Access to justice in environmental matters


Saturu nodrošina

There are no rules in relation to what is termed “administrative passivity”. There is no mechanism by which the Courts (or any other administrative body) can of their own motion impose penalties on State parties that frustrate access to justice or fail to take the necessary steps to facilitate access to justice. The only way for that to occur is for individual litigants to bring an action that alleges a failure to vindicate access to justice rights. These types of action are relatively commonplace – i.e. that notice of a potential development was not provided or that submissions were not considered as part of litigation impugning the validity of a grant of a licence or development consent.

However, this type of litigation tends to focus on the failure to provide access to justice in particular instances or as regards particular cases and not in relation to systemic failures to vindicate access to justice requests. That means that access to justice points are used tactically by litigants seeking to quash the development consent or licence, but without any mechanism to guard against administrative passivity on a national or macro scale. There is no other State watchdog or body with a remit to ensure that access to justice measures are enacted and applied.

While there are no specific rules or penalties which the Courts can impose for breaches of the principle of access to justice, the High Court can, in an action for judicial review, grant damages in addition to, or in lieu of, certiorari or prohibition, or a declaration or an injunction (Order 84 r.24, Rules of the Superior Courts). The courts also have coercive powers to attach and commit for breaches of court orders.

Non-compliance with a court judgment amounts to civil contempt of court. This can result in the party in default being open to punitive sanctions for being in contempt. The court can commit the party to prison for an indefinite, as opposed to a definite (as occurs in criminal contempt of court), period, which will end when the person agrees to comply with the court order/judgment. It is worth noting that public bodies are subject to liability for civil wrong in the same way as private companies and individuals and are also responsible for the acts and omissions of their employees and agents under principles of vicarious liability. To the extent that a public body deliberately breached a court judgment, it is possible that persons such as its CEOs, directors, board members (depending on how that particular body is constituted), could be held liable for contempt of court. Where a public body is a company, the procedure in s.53 of the Companies Act 2014 could potentially be used to enforce a judgment against the company and its officers – remedies include sequestration and attachment (i.e. bringing the directors/officers before the High Court to answer their contempt).

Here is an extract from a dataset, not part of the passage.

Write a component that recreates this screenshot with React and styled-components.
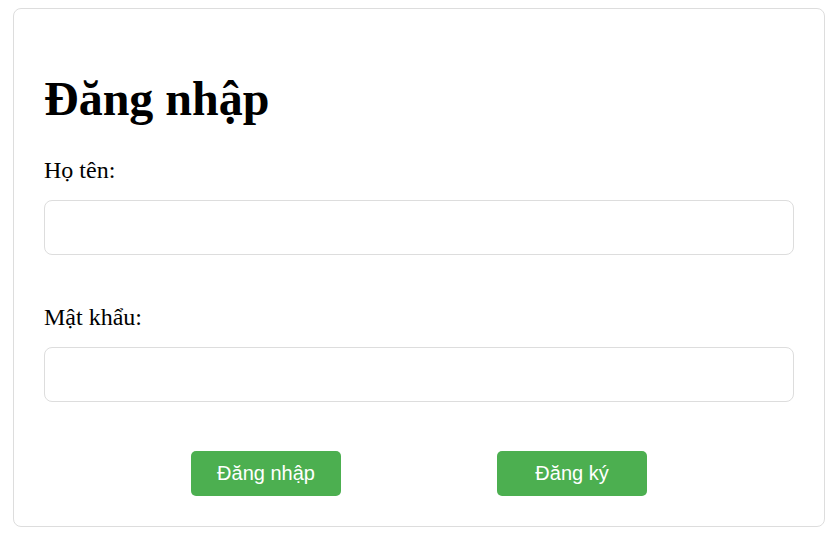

The purpose of imprisonment in civil contempt is not punitive but rather coercive. However, in practice the boundary between civil and criminal contempt has become blurred in the Irish courts. Currently, the law appears to provide the broadest possible range of sanctions for civil contempt. These stretch from punitive sanctions imposed on the basis of the public interest (as set out in Laois County Council v. Hanrahan, SC No. 411 of 2013) to unlimited powers of coercive imprisonment.

Hogan, Morgan and Daly comment in Administrative Law (5th Ed., 2019) that “in principle, a Minister can be found guilty of contempt of court, although there is (to our knowledge) no recorded instance of this having occurred.”